Scan the data beneath this task and copy each line that includes "styles".

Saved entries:

— start —

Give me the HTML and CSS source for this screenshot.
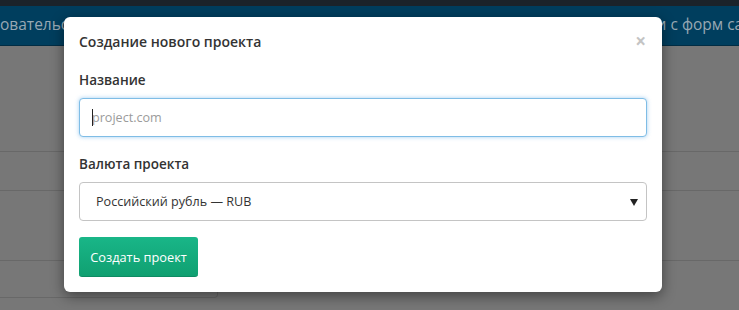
FILE: index.html
```html
<!DOCTYPE html>
<html lang="ru">
<head>
    <meta charset="UTF-8">
    <meta name="viewport" content="width=device-width, initial-scale=1.0">
    <title>Создание нового проекта</title>
    <link rel="stylesheet" href="styles.css">
</head>
<body>
    <div class="topline"></div>
    <nav class="navbar">
        <span class="nav-left">овательских заявок</span>
        <span class="nav-right">и с форм сайта</span>
    </nav>
    <div class="page">
        <div class="row row-top"></div>
        <div class="row row-mid"></div>
        <div class="row row-big"></div>
        <div class="box"></div>
    </div>

    <div class="modal">
        <div class="modal-header">
            <h4 class="modal-title">Создание нового проекта</h4>
            <span class="close">&times;</span>
        </div>
        <form class="modal-body">
            <div class="form-group">
                <label for="domain">Название</label>
                <div class="input-wrap">
                    <input type="text" id="domain" class="form-control focused" placeholder="project.com">
                    <span class="caret"></span>
                </div>
            </div>
            <div class="form-group">
                <label for="currency">Валюта проекта</label>
                <div class="select-wrap">
                    <select id="currency" class="form-control">
                        <option>Российский рубль — RUB</option>
                    </select>
                </div>
            </div>
            <button type="submit" class="btn-green">Создать проект</button>
        </form>
    </div>
</body>
</html>
```

FILE: styles.css
```css
body {
    font-family: "Open Sans", "Noto Sans", sans-serif;
    font-size: 13px;
    background-color: #777777;
    margin: 0;
    padding: 0;
    height: 310px;
    overflow: hidden;
    position: relative;
}
.topline {
    height: 6px;
    background-color: #1b232a;
}
.navbar {
    height: 39px;
    background-color: #003e5e;
    border-bottom: 1px solid #022d44;
    display: flex;
    justify-content: space-between;
    align-items: center;
    color: #98a8b3;
    font-size: 15.5px;
    white-space: nowrap;
    overflow: hidden;
}
.nav-left {
    margin-top: -3px;
}
.nav-right {
    margin-top: -3px;
    margin-right: -30px;
}
.page {
    display: flex;
    flex-direction: column;
}
.row {
    border-bottom: 1px solid #686868;
}
.row-top {
    height: 105px;
}
.row-mid {
    height: 38px;
}
.row-big {
    height: 69px;
}
.box {
    width: 217px;
    height: 36px;
    border-right: 1px solid #686868;
    border-bottom: 1px solid #686868;
    border-bottom-right-radius: 4px;
}
.modal {
    position: absolute;
    top: 17px;
    left: 64px;
    width: 598px;
    height: 275px;
    box-sizing: border-box;
    background-color: #ffffff;
    border-radius: 6px;
    box-shadow: 0 4px 14px rgba(0, 0, 0, 0.45);
    padding: 15px;
    color: #333333;
}
.modal-header {
    display: flex;
    justify-content: space-between;
    align-items: center;
    height: 20px;
    margin-bottom: 18px;
}
.modal-title {
    margin: 0;
    font-size: 14px;
    font-weight: 600;
    line-height: 20px;
}
.close {
    color: #c4c4c4;
    font-size: 19px;
    font-weight: 700;
    margin-right: 1px;
    margin-top: -2px;
}
.form-group {
    margin-bottom: 17px;
}
.form-group:nth-child(2) {
    margin-bottom: 16px;
}
label {
    display: block;
    font-size: 13.5px;
    font-weight: 600;
    line-height: 20px;
    margin-bottom: 8px;
}
.input-wrap,
.select-wrap {
    position: relative;
}
.form-control {
    display: block;
    width: 100%;
    height: 39px;
    box-sizing: border-box;
    border: 1px solid #c4c4c4;
    border-radius: 4px;
    font-family: "Open Sans", "Noto Sans", sans-serif;
    font-size: 12.6px;
    color: #333333;
    background-color: #ffffff;
    padding: 0 12px;
    outline: none;
}
.focused {
    border-color: #7fbde6;
    box-shadow: 0 0 4px rgba(102, 175, 233, 0.6);
}
.form-control::placeholder {
    color: #9b9b9b;
}
.caret {
    position: absolute;
    left: 13px;
    top: 11px;
    width: 1px;
    height: 17px;
    background-color: #222222;
}
select.form-control {
    appearance: none;
    -webkit-appearance: none;
    padding-left: 16px;
}
.select-wrap::after {
    content: "";
    position: absolute;
    right: 9px;
    top: 17px;
    border-left: 4px solid transparent;
    border-right: 4px solid transparent;
    border-top: 7px solid #222222;
}
.btn-green {
    height: 40px;
    width: 119px;
    box-sizing: border-box;
    background: linear-gradient(#19b688, #10a071);
    color: white;
    border: none;
    border-bottom: 1px solid #0e8b63;
    border-radius: 3px;
    font-family: "Open Sans", "Noto Sans", sans-serif;
    font-size: 12.8px;
    font-weight: 500;
    padding: 0;
    cursor: pointer;
}
.btn-green:hover {
    background: #10a071;
}
```
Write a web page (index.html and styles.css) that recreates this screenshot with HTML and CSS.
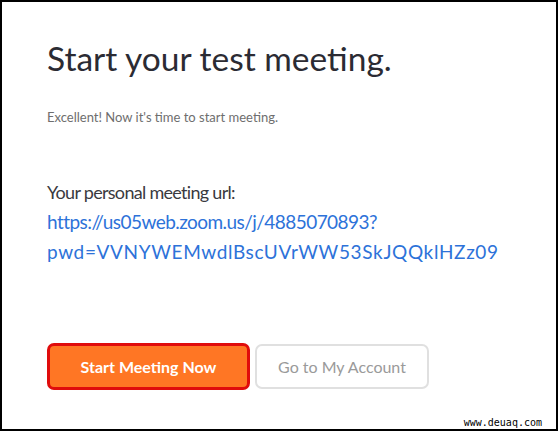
FILE: index.html
```html
<!DOCTYPE html>
<html>
<head>
<meta charset="utf-8">
<link rel="stylesheet" href="styles.css">
</head>
<body>
<div class="frame">
  <main class="content">
    <h1 class="title">Start your test meeting.</h1>
    <p class="subtitle">Excellent! Now it's time to start meeting.</p>
    <section class="url-block">
      <div class="url-label">Your personal meeting url:</div>
      <a class="url-link" href="#"><span class="url-line1">https://us05web.zoom.us/j/4885070893?</span><br><span class="url-line2">pwd=VVNYWEMwdlBscUVrWW53SkJQQklHZz09</span></a>
    </section>
    <div class="actions">
      <button class="btn btn-primary">Start Meeting Now</button>
      <button class="btn btn-secondary">Go to My Account</button>
    </div>
  </main>
  <div class="watermark">www.deuaq.com</div>
</div>
</body>
</html>
```
FILE: styles.css
```css
html, body {
  margin: 0;
  padding: 0;
  background: #fff;
}
.frame {
  position: relative;
  box-sizing: border-box;
  width: 558px;
  height: 431px;
  border: 2px solid #000;
  background: #fff;
  font-family: Lato, "Open Sans", sans-serif;
}
.content {
  padding: 34px 0 0 45px;
}
.title {
  margin: 0;
  font-size: 33.5px;
  font-weight: 400;
  line-height: 44px;
  color: #2b2b33;
}
.subtitle {
  margin: 29px 0 0;
  font-size: 13px;
  line-height: 16px;
  color: #6e6e6e;
}
.url-block {
  margin-top: 52px;
  font-size: 19px;
  line-height: 30px;
}
.url-label {
  font-size: 18px;
  letter-spacing: -0.7px;
  color: #3a3a40;
}
.url-link {
  color: #2d72d9;
  text-decoration: none;
}
.url-line1 {
  letter-spacing: -0.55px;
}
.url-line2 {
  letter-spacing: 0.65px;
}
.actions {
  display: flex;
  gap: 5px;
  margin-top: 76px;
}
.btn {
  box-sizing: border-box;
  height: 47px;
  border-radius: 7px;
  font-family: Lato, "Open Sans", sans-serif;
  font-size: 16px;
  padding: 0;
  cursor: pointer;
}
.btn-primary {
  width: 203px;
  background: #ff7624;
  border: 3px solid #e00c0c;
  color: #fff;
  font-weight: 700;
}
.btn-secondary {
  width: 174px;
  height: 45px;
  margin-top: 1px;
  background: #fff;
  border: 2px solid #e0e0e0;
  color: #9a9a9a;
  font-weight: 400;
}
.watermark {
  position: absolute;
  right: 14px;
  bottom: 1px;
  font-family: "DejaVu Sans Mono", monospace;
  font-size: 10px;
  color: #000;
}
```
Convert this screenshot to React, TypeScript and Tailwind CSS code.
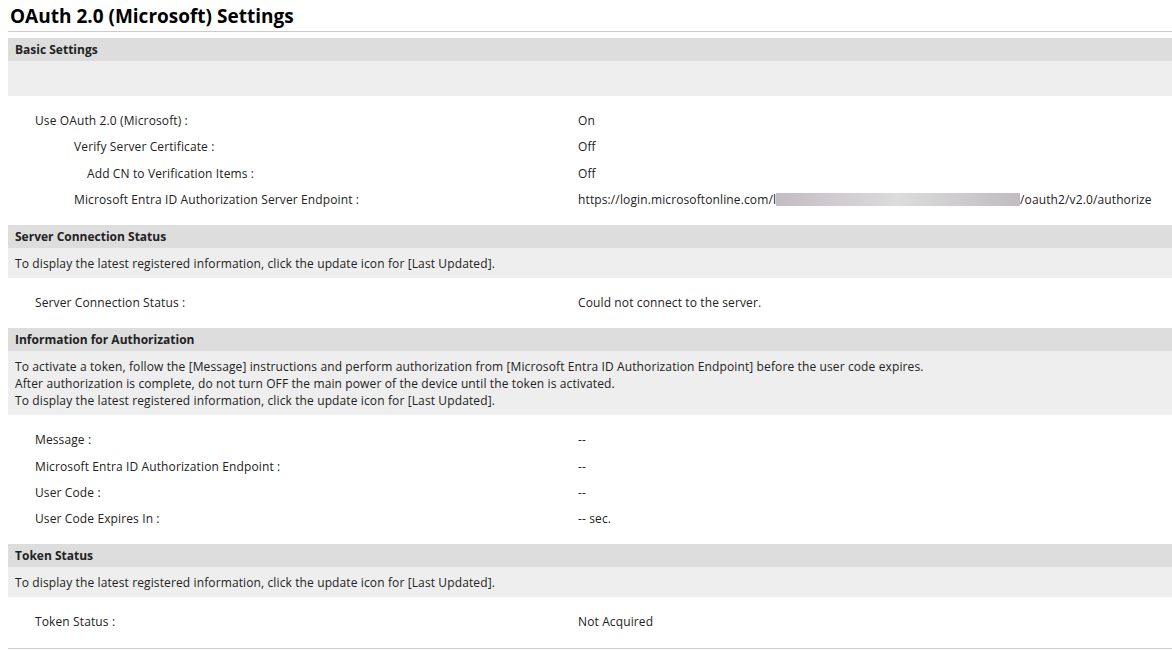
import React from "react";

type Row = { label: string; value: React.ReactNode; indent?: number };

const indentClass: Record<number, string> = {
  0: "pl-[27px]",
  1: "pl-[66px]",
  2: "pl-[79px]",
};

function Section({
  title,
  notes,
  emptyNote,
  rows,
}: {
  title: string;
  notes?: string[];
  emptyNote?: boolean;
  rows: Row[];
}) {
  return (
    <div>
      <div className="bg-[#dddddd] h-[23px] flex items-center px-[7px] font-bold text-[12px] text-[#222]">
        {title}
      </div>
      {emptyNote ? (
        <div className="bg-[#eeeeee] h-[35px]" />
      ) : (
        <div className="bg-[#eeeeee] px-[7px] py-[6.5px] text-[12px] leading-[17px] tracking-[0.12px] text-[#222]">
          {notes?.map((n) => (
            <div key={n}>{n}</div>
          ))}
        </div>
      )}
      <div className="pt-[12px] pb-[12px]">
        {rows.map((r) => (
          <div key={r.label} className="flex h-[26.25px] items-center text-[12px] tracking-[0.12px] text-[#222]">
            <div className={`w-[570px] shrink-0 ${indentClass[r.indent ?? 0]}`}>{r.label}</div>
            <div className="flex items-center">{r.value}</div>
          </div>
        ))}
      </div>
    </div>
  );
}

const updateNote = "To display the latest registered information, click the update icon for [Last Updated].";

export default function App() {
  return (
    <div
      className="w-[1172px] h-[651px] bg-white overflow-hidden pl-[8px]"
      style={{ fontFamily: '"Open Sans", "Noto Sans", sans-serif' }}
    >
      <h1 className="pl-[2px] pt-[4px] h-[32px] text-[19px] leading-[25px] font-bold text-black border-b border-[#cccccc]">
        OAuth 2.0 (Microsoft) Settings
      </h1>
      <div className="pt-[6px]">
        <Section
          title="Basic Settings"
          emptyNote
          rows={[
            { label: "Use OAuth 2.0 (Microsoft) :", value: "On" },
            { label: "Verify Server Certificate :", value: "Off", indent: 1 },
            { label: "Add CN to Verification Items :", value: "Off", indent: 2 },
            {
              label: "Microsoft Entra ID Authorization Server Endpoint :",
              value: (
                <>
                  <span>https://login.microsoftonline.com/l</span>
                  <span className="inline-block w-[244px] h-[13px] bg-gradient-to-r from-[#c4bcc4] via-[#dcdcdc] to-[#c0bcc0]" />
                  <span>/oauth2/v2.0/authorize</span>
                </>
              ),
              indent: 1,
            },
          ]}
        />
        <Section
          title="Server Connection Status"
          notes={[updateNote]}
          rows={[{ label: "Server Connection Status :", value: "Could not connect to the server." }]}
        />
        <Section
          title="Information for Authorization"
          notes={[
            "To activate a token, follow the [Message] instructions and perform authorization from [Microsoft Entra ID Authorization Endpoint] before the user code expires.",
            "After authorization is complete, do not turn OFF the main power of the device until the token is activated.",
            updateNote,
          ]}
          rows={[
            { label: "Message :", value: "--" },
            { label: "Microsoft Entra ID Authorization Endpoint :", value: "--" },
            { label: "User Code :", value: "--" },
            { label: "User Code Expires In :", value: "-- sec." },
          ]}
        />
        <Section
          title="Token Status"
          notes={[updateNote]}
          rows={[{ label: "Token Status :", value: "Not Acquired" }]}
        />
        <div className="border-t border-[#cccccc]" />
      </div>
    </div>
  );
}
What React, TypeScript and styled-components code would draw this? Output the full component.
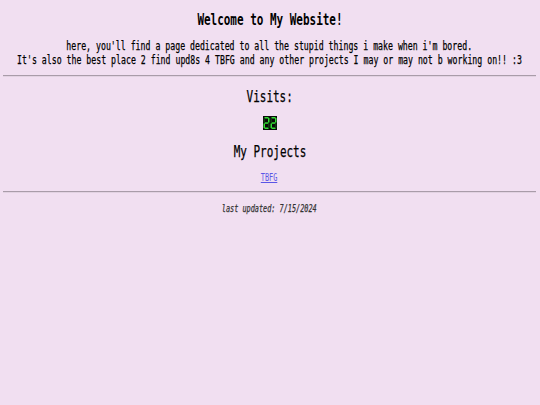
import * as React from "react";
import styled, { createGlobalStyle } from "styled-components";

const GlobalStyle = createGlobalStyle`
    body {
        margin: 0;
        background-color: #f1dff1;
        font-family: "DejaVu Sans Mono", "Liberation Mono", monospace;
        color: #000;
    }
`

const Page = styled.div`
    display: flex;
    flex-direction: column;
    align-items: center;
    padding: 0 4px 0 3px;
`

// the original font is a narrow mono, so squeeze the normal one
const Line = styled.div<{ $size: number; $lh: number; $top: number; $bold?: boolean; $italic?: boolean; $color?: string }>`
    font-size: ${p => p.$size}px;
    line-height: ${p => p.$lh}px;
    margin-top: ${p => p.$top}px;
    font-weight: ${p => p.$bold ? "bold" : "normal"};
    font-style: ${p => p.$italic ? "italic" : "normal"};
    color: ${p => p.$color || "#000"};
    white-space: nowrap;
    transform: scaleX(0.685);
    transform-origin: center;
    -webkit-text-stroke: ${p => p.$bold ? "0" : "0.25px"} currentColor;
`

const Rule = styled.hr<{ $top: number }>`
    align-self: stretch;
    margin: ${p => p.$top}px 0 0 0;
    border: none;
    border-top: 1px solid #a99ca9;
    border-bottom: 1px solid #e2d2e2;
`

const Counter = styled.div`
    margin-top: 9px;
    width: 14px;
    height: 14px;
    line-height: 0;
`

const ProjectLink = styled.a`
    color: #5a55e6;
    text-decoration: underline;
    -webkit-text-stroke: 0;
`

const Digit = ({ x }: { x: number }) => (
    <g>
        <rect x={x + 1.5} y={1} width={4} height={1.5} fill="#35e035" />
        <rect x={x + 5} y={2} width={1.5} height={4.5} fill="#35e035" />
        <rect x={x + 1.5} y={6.3} width={4} height={1.5} fill="#35e035" />
        <rect x={x + 0.5} y={7.5} width={1.5} height={4.5} fill="#35e035" />
        <rect x={x + 1.5} y={11.5} width={4} height={1.5} fill="#35e035" />
        <rect x={x + 0.5} y={2} width={1.5} height={4.5} fill="#0f3a0f" />
        <rect x={x + 5} y={7.5} width={1.5} height={4.5} fill="#0f3a0f" />
    </g>
)

export default function App() {
    return (
        <Page>
            <GlobalStyle />
            <Line $size={16} $lh={20} $top={10} $bold>Welcome to My Website!</Line>
            <Line $size={12} $lh={14} $top={9}>here, you'll find a page dedicated to all the stupid things i make when i'm bored.</Line>
            <Line $size={12} $lh={14} $top={0}>It's also the best place 2 find upd8s 4 TBFG and any other projects I may or may not b working on!! :3</Line>
            <Rule $top={8} />
            <Line $size={16} $lh={20} $top={10}>Visits:</Line>
            <Counter>
                <svg width="14" height="14" viewBox="0 0 14 14">
                    <rect width="14" height="14" fill="#0a0a0a" />
                    <Digit x={0} />
                    <Digit x={7} />
                </svg>
            </Counter>
            <Line $size={16} $lh={20} $top={12}>My Projects</Line>
            <Line $size={10} $lh={14} $top={9}><ProjectLink href="#">TBFG</ProjectLink></Line>
            <Rule $top={6} />
            <Line $size={10} $lh={14} $top={9} $italic $color="#333">last updated: 7/15/2024</Line>
        </Page>
    );
}
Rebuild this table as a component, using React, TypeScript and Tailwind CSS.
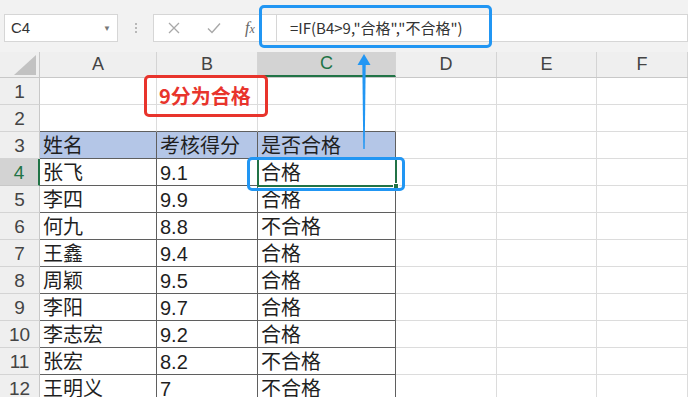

— end —

The response:
    <link rel="stylesheet" href="styles.css">
FILE: styles.css
Write a web page (index.html and styles.css) that recreates this screenshot with HTML and CSS.
<link rel="stylesheet" href="styles.css">
FILE: styles.css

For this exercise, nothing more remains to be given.